November is Hip-Hop History Month

Hip-hop’s origins are in the Bronx, where street gang the Black Spades threw block parties and mixed music. (Courtesy of Twitter)

Hip-hop’s origins are in the Bronx, where street gang the Black Spades threw block parties and mixed music. (Courtesy of Twitter)

Zoe Alatsas, Contributing Writer

The cultural phenomenon of hip-hop is not something that we should ignore. Since the genre’s creation over three decades ago, hip-hop and rap have become one of the most popular genres across the world. The top charts, although not completely abandoning their pop favorites, have been dominated by hip-hop. Rappers are to us now what rock stars were to the public in the 20th century, selling out stadiums, living lavish and luxurious lifestyles (broadcasting them for all to see) and taking over the music scene. It is no understatement that hip-hop has exploded over the last few decades. But everything great has had a humble beginning. So where did it all begin? 

In the 1970s, new genres in almost every category began to form. Disco, a subgenre of pop, soul, funk, R&B and hard rock, all subgenres of rock and roll, made their appearance in the decade as well. And of course, there was hip-hop. 

The creation and popularization of the genre began in the Bronx during a block party thrown by the Black Spades, a street gang and music group from the borough. At the time, the genre consisted of sampling popular songs from other genres, mainly disco and pop, and using a turntable to record over those samples and cut them short, loop them together or add a new beat over it. Then the drum machine was introduced which helped DJs record and sample older music, specifically from blues, disco and jazz. 

As a genre, hip-hop was not available to everyone, especially not on the radio, until late 1979 because it was solely popular in African American, Caribbean and Hispanic communities in the U.S. The style was very consistent at the time: sampling older music and supplying it with lyrics about parties. This is now known as old-school hip-hop. In the 1980s, the genre began to diversify with a new stylistic approach thanks to the use of synthesizers, bringing the genre into the new-school age of hip-hop, lasting until the mid-80s. 

The mid-1980s and 1990s were when the genre began to dominate the music scene. The Golden Age of Hip-Hop refers to the period of time, about 10 years, when the genre began to take on many different forms. New rappers, mostly from New York City, began to take on the stage, including Biz Markie, Public Enemy, Wu-Tang Clan, A Tribe Called Quest, Notorious B.I.G. and Tupac. Each artist had different styles which was the most important and revolutionary aspect of the Golden Age. Every single and album was different from the other. 

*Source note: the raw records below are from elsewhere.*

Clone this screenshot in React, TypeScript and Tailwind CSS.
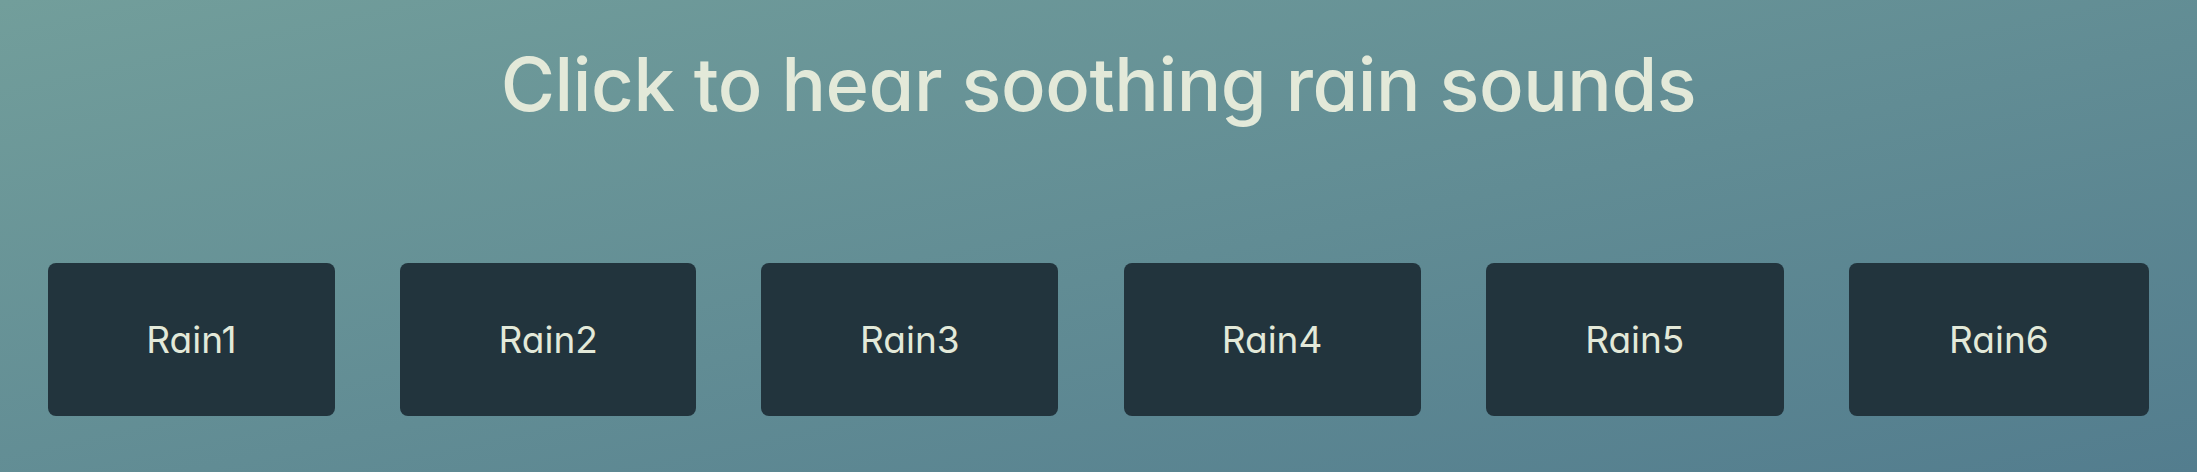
const sounds = [
  { label: 'Rain1', width: 'w-[287px]' },
  { label: 'Rain2', width: 'w-[296px]' },
  { label: 'Rain3', width: 'w-[297px]' },
  { label: 'Rain4', width: 'w-[297px]' },
  { label: 'Rain5', width: 'w-[298px]' },
  { label: 'Rain6', width: 'w-[300px]' },
];

export default function App() {
  return (
    <div className="h-[472px] w-full overflow-hidden bg-gradient-to-br from-[#729e9b] to-[#537d8e] font-['Inter','Liberation_Sans',sans-serif] [font-feature-settings:'cv11'] text-[#e3e9d9]">
      <h1 className="pt-[40px] text-center text-[74px] leading-[88px] font-medium tracking-[-0.4px]">
        Click to hear soothing rain sounds
      </h1>

      <div className="mt-[135px] flex justify-between px-[48px]">
        {sounds.map((s) => (
          <button
            key={s.label}
            className={`${s.width} h-[153px] rounded-lg bg-[#22343d] text-[37px] font-normal text-[#e3e9d9]`}
          >
            {s.label}
          </button>
        ))}
      </div>
    </div>
  );
}
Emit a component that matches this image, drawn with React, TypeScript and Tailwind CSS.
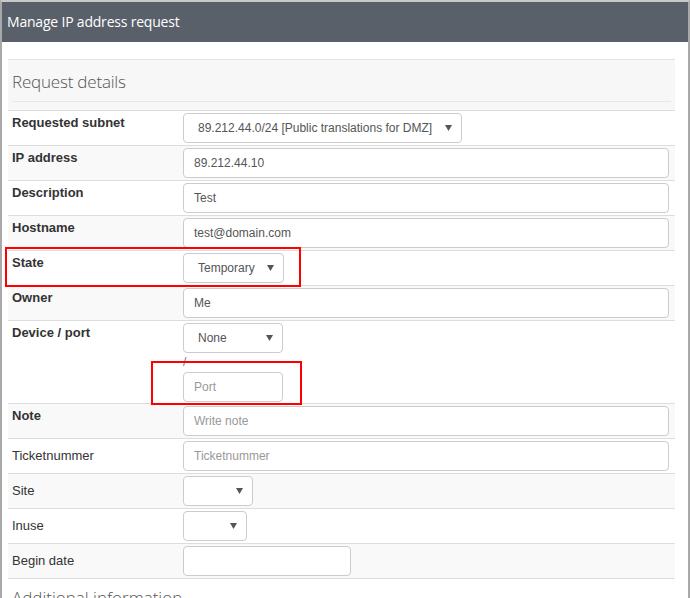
import React from "react";

type Row = {
  label: string;
  bold?: boolean;
  field: React.ReactNode;
  tall?: boolean;
};

function Select({ value, w }: { value: string; w: string }) {
  return (
    <div
      className={`${w} h-[30px] border border-[#cccccc] rounded-[4px] bg-white flex items-center justify-between pl-[14px] pr-[9px] text-[12px] text-[#555]`}
    >
      <span className="whitespace-nowrap">{value}</span>
      <svg width="7" height="6" viewBox="0 0 7 6" className="shrink-0">
        <path d="M0 0 H7 L3.5 6 Z" fill="#555" />
      </svg>
    </div>
  );
}

function Input({ value, placeholder, w = "w-full" }: { value?: string; placeholder?: string; w?: string }) {
  return (
    <div
      className={`${w} h-[30px] border border-[#cccccc] rounded-[4px] bg-white flex items-center px-[10px] text-[12px] whitespace-nowrap`}
    >
      {value ? <span className="text-[#555]">{value}</span> : <span className="text-[#999]">{placeholder}</span>}
    </div>
  );
}

export default function App() {
  const rows: Row[] = [
    { label: "Requested subnet", bold: true, field: <Select w="w-[279px]" value="89.212.44.0/24 [Public translations for DMZ]" /> },
    { label: "IP address", bold: true, field: <Input value="89.212.44.10" /> },
    { label: "Description", bold: true, field: <Input value="Test" /> },
    { label: "Hostname", bold: true, field: <Input value="test@domain.com" /> },
    { label: "State", bold: true, field: <Select w="w-[101px]" value="Temporary" /> },
    { label: "Owner", bold: true, field: <Input value="Me" /> },
    {
      label: "Device / port",
      bold: true,
      tall: true,
      field: (
        <div className="flex flex-col">
          <Select w="w-[100px]" value="None" />
          <span className="text-[12px] leading-[19px] text-[#777]">/</span>
          <Input w="w-[100px]" placeholder="Port" />
        </div>
      ),
    },
    { label: "Note", bold: true, field: <Input placeholder="Write note" /> },
    { label: "Ticketnummer", field: <Input placeholder="Ticketnummer" /> },
    { label: "Site", field: <Select w="w-[70px]" value="" /> },
    { label: "Inuse", field: <Select w="w-[64px]" value="" /> },
    { label: "Begin date", field: <Input w="w-[168px]" /> },
  ];

  return (
    <div className="w-[690px] h-[598px] overflow-hidden bg-white border-t-2 border-l-2 border-r-2 border-t-[#c9c9c9] border-l-[#a9a9a9] border-r-[#a9a9a9] font-['Liberation_Sans',Arial,sans-serif]">
      {/* title bar */}
      <div className="h-[40px] bg-[#59606a] pl-[5px] pt-[9px] text-white text-[14px] font-['Open_Sans',sans-serif] tracking-[-0.2px]">
        Manage IP address request
      </div>

      <div className="relative ml-[6px] mr-[13px] mt-[17px]">
        {/* panel heading */}
        <div className="border-t border-[#e3e3e3] bg-[#f7f7f7] px-[4px] pt-[11px]">
          <div className="pb-[8px] border-b border-[#e8e8e8] text-[17px] font-light text-[#555] font-['Open_Sans',sans-serif] leading-[22px] tracking-[-0.2px]">
            Request details
          </div>
          <div className="h-[8px]" />
        </div>

        {/* form table */}
        <div className="flex flex-col">
          {rows.map((r, i) => (
            <div
              key={r.label}
              className={`flex border-t border-[#dddddd] ${i % 2 === 1 ? "bg-[#f9f9f9]" : "bg-white"} ${r.tall ? "h-[83px]" : "h-[35px]"}`}
            >
              <div
                className={`w-[167px] shrink-0 pl-[4px] text-[13px] leading-[18px] text-[#333] ${r.bold ? "font-bold pt-[3px]" : "pt-[8px]"}`}
              >
                {r.label}
              </div>
              <div className="flex-1 pl-[8px] pr-[6px] pt-[2px]">{r.field}</div>
            </div>
          ))}
          <div className="border-t border-[#dddddd]" />
        </div>

        <div className="pl-[4px] pt-[8px] text-[17px] font-light text-[#555] font-['Open_Sans',sans-serif] leading-[22px]">
          Additional information
        </div>

        {/* highlight boxes */}
        <div className="absolute left-[-3px] top-[188px] w-[296px] h-[40px] border-[2px] border-[#ff0000] pointer-events-none" />
        <div className="absolute left-[143px] top-[302px] w-[151px] h-[44px] border-[2px] border-[#ff0000] pointer-events-none" />
      </div>
    </div>
  );
}
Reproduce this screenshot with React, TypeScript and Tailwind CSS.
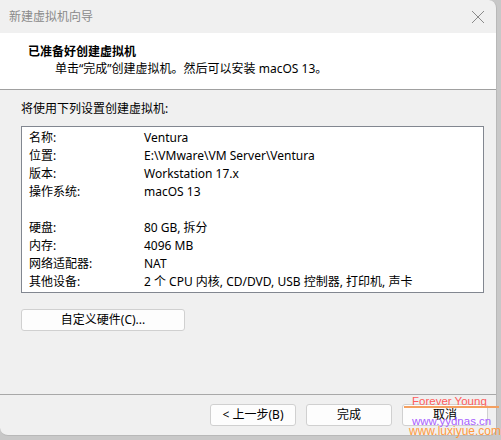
import React from "react";

const FONT = "font-['Segoe_UI','Noto_Sans','Noto_Sans_CJK_SC',sans-serif]";

const rows: [string, string][] = [
  ["名称:", "Ventura"],
  ["位置:", "E:\\VMware\\VM Server\\Ventura"],
  ["版本:", "Workstation 17.x"],
  ["操作系统:", "macOS 13"],
  ["", ""],
  ["硬盘:", "80 GB, 拆分"],
  ["内存:", "4096 MB"],
  ["网络适配器:", "NAT"],
  ["其他设备:", "2 个 CPU 内核, CD/DVD, USB 控制器, 打印机, 声卡"],
];

function WizardButton({ label, className = "" }: { label: string; className?: string }) {
  return (
    <button
      type="button"
      className={`flex h-[22px] items-center justify-center rounded-[3px] border border-[#d0d0d0] bg-[#fdfdfd] text-[12px] text-black ${className}`}
    >
      {label}
    </button>
  );
}

export default function App() {
  return (
    <div className={`relative flex h-[440px] w-[501px] bg-[#c8c8c8] ${FONT}`}>
      <div className="flex h-[436px] w-[497px] flex-col overflow-hidden rounded-b-[8px] rounded-tr-[8px] border-b border-r border-[#b8b8b8] bg-[#f0f0f0]">
        {/* title bar */}
        <div className="flex h-[33px] shrink-0 items-center justify-between pl-[9px] pr-[9px]">
          <span className="text-[12px] text-[#8a8a8a]">新建虚拟机向导</span>
          <svg width="14" height="14" viewBox="0 0 14 14" className="mr-[2px]">
            <path d="M1 1 L13 13 M13 1 L1 13" stroke="#8a8a8a" strokeWidth="1" />
          </svg>
        </div>

        {/* header */}
        <div className="flex h-[57px] shrink-0 flex-col border-b border-[#a0a0a0] bg-white pl-[28px] pt-[10px]">
          <div className="text-[12px] font-bold leading-[17px] text-black">已准备好创建虚拟机</div>
          <div className="pl-[27px] text-[12px] leading-[17px] text-black">
            单击“完成”创建虚拟机。然后可以安装 macOS 13。
          </div>
        </div>

        {/* body */}
        <div className="flex flex-1 flex-col px-[21px] pt-[10px]">
          <div className="text-[12px] leading-[17px] text-black">将使用下列设置创建虚拟机:</div>
          <div className="mt-[9px] h-[167px] w-[463px] border border-[#828790] bg-white pl-[7px] pt-[2px]">
            {rows.map(([k, v], i) => (
              <div key={i} className="flex h-[18px] items-center text-[12px] text-black">
                <span className="w-[115px]">{k}</span>
                <span>{v}</span>
              </div>
            ))}
          </div>
          <WizardButton label="自定义硬件(C)..." className="mt-[16px] w-[164px]" />
        </div>

        {/* footer */}
        <div className="flex h-[41px] shrink-0 items-start justify-end gap-[10px] border-t border-[#a8a8a8] pr-[8px] pt-[9px]">
          <WizardButton label="< 上一步(B)" className="w-[86px]" />
          <WizardButton label="完成" className="w-[86px]" />
          <WizardButton label="取消" className="w-[86px]" />
        </div>
      </div>

      {/* watermark */}
      <div className="pointer-events-none absolute left-[412px] top-[395px] font-['Liberation_Sans',sans-serif] text-[11.5px] leading-[13px] text-[#ff5c5c]">
        Forever Young
      </div>
      <div className="pointer-events-none absolute left-[404px] top-[406px] h-[2px] w-[95px] bg-[#f4a060]" />
      <div className="pointer-events-none absolute left-[412px] top-[415px] font-['Liberation_Sans',sans-serif] text-[11.5px] leading-[13px] text-[#a860ff]">
        www.yydnas.cn
      </div>
      <div className="pointer-events-none absolute left-[409px] top-[425px] font-['Liberation_Sans',sans-serif] text-[12px] leading-[13px] text-[#ff9a40]">
        www.luxiyue.com
      </div>
    </div>
  );
}
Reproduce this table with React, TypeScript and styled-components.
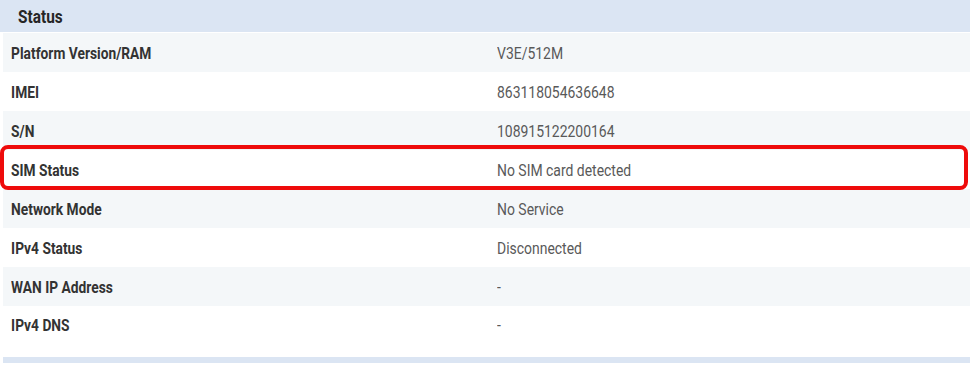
import styled, { createGlobalStyle } from 'styled-components';

const GlobalStyle = createGlobalStyle`
  html, body {
    margin: 0;
    padding: 0;
    background: #ffffff;
  }
  body {
    font-family: Roboto, "Liberation Sans", Arial, sans-serif;
  }
`;

interface IStatusRow {
  label: string;
  value: string;
  highlighted?: boolean;
}

const rows: IStatusRow[] = [
  { label: 'Platform Version/RAM', value: 'V3E/512M' },
  { label: 'IMEI', value: '863118054636648' },
  { label: 'S/N', value: '108915122200164' },
  { label: 'SIM Status', value: 'No SIM card detected', highlighted: true },
  { label: 'Network Mode', value: 'No Service' },
  { label: 'IPv4 Status', value: 'Disconnected' },
  { label: 'WAN IP Address', value: '-' },
  { label: 'IPv4 DNS', value: '-' },
];

const StyledPanel = styled.div`
  width: 970px;
  height: 370px;
  overflow: hidden;
  background: #ffffff;
`;

// the screenshot uses a condensed face, so regular Roboto gets squeezed horizontally
const Condensed = styled.span`
  display: inline-block;
  transform: scaleX(0.81);
  transform-origin: left center;
  white-space: nowrap;
`;

const StyledHeader = styled.div`
  height: 32px;
  display: flex;
  align-items: center;
  padding-left: 18px;
  background: #dbe5f3;
  color: #262626;
  font-size: 19px;
  font-weight: 700;
`;

const StyledTable = styled.div`
  display: flex;
  flex-direction: column;
  margin: 1px 0 0 3px;
`;

const StyledRow = styled.div<{ $striped: boolean }>`
  position: relative;
  height: 39px;
  display: grid;
  grid-template-columns: 494px 1fr;
  align-items: center;
  background: ${({ $striped }) => ($striped ? '#f4f7f9' : '#ffffff')};

  &:last-child {
    height: 51px;
    align-items: start;
    padding-top: 9px;
    box-sizing: border-box;
  }
`;

const StyledHighlight = styled.div`
  position: absolute;
  z-index: 2;
  left: -3px;
  right: 2px;
  top: -5px;
  bottom: -1px;
  border: 4px solid #ee0b0b;
  border-radius: 8px;
  pointer-events: none;
`;

const StyledLabel = styled(Condensed)`
  padding-left: 10px;
  color: #333333;
  font-size: 17px;
  font-weight: 700;
`;

const StyledValue = styled(Condensed)`
  color: #595959;
  font-size: 17px;
  transform: scaleX(0.82);
`;

const StyledFooter = styled.div`
  height: 6px;
  margin-left: 3px;
  background: #dbe5f3;
`;

export default function App() {
  return (
    <>
      <GlobalStyle />
      <StyledPanel>
        <StyledHeader>
          <Condensed>Status</Condensed>
        </StyledHeader>
        <StyledTable>
          {rows.map((row, i) => (
            <StyledRow key={row.label} $striped={i % 2 === 0}>
              <div>
                <StyledLabel>{row.label}</StyledLabel>
              </div>
              <div>
                <StyledValue>{row.value}</StyledValue>
              </div>
              {row.highlighted && <StyledHighlight />}
            </StyledRow>
          ))}
        </StyledTable>
        <StyledFooter />
      </StyledPanel>
    </>
  );
}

  The subgenre of gangsta rap came out of the Golden Age, where the East Coast vs. West Coast feud began. As rap became more popular, new styles of the genre began to emerge across the country. Southern California, specifically Compton, saw a particularly large rise in the genre and rappers. Groups like N.W.A, whose members include Dr. Dre, Ice Cube, Eazy-E, MC Ren and Arabian Prince, and their first album, “Straight Outta Compton,” established the subgenre with their lyrics about growing up in the inner city. More groups began to replicate this style from both coasts, starting a feud between fans over which side was better. The most famous feud of them all included two rappers from New York City, Biggie and Tupac (who relocated to San Francisco in the 1980s). The death of Biggie signified the end of the Golden Age and the start of the Bling Era. 

The “Bling Era” of rap and hip-hop lasted from the late ’90s until the mid-2000s, consisting of rappers wearing an abundance of jewelry and showing off their money and success. Prominent rappers during this time include Jay-Z, Nelly, Puff Daddy and Fat Joe. Shortly after this era, the “Crunk” era began, consisting of “party music,” playing in nightclubs and at parties. 

Starting in 2014 and spanning until the present day is the trap era of hip-hop. The stylistic changes of the subgenre consist of double or triple metered high hats, a drum machine and a synth, ranging from a variety of topics such as mental health struggles to money and success. Artists like XXXTentacion, Young Thug, Kodak Black, 21 Savage and Fetty Wap are just a few of the most prominent examples. 

Even though rap has changed from its genres in the 1970s, there is no denying that its origins in the Bronx have been influential in the explosion of the genre. The small block parties in the Bronx began a revolutionary change in the music industry and has affected popular culture in almost every aspect.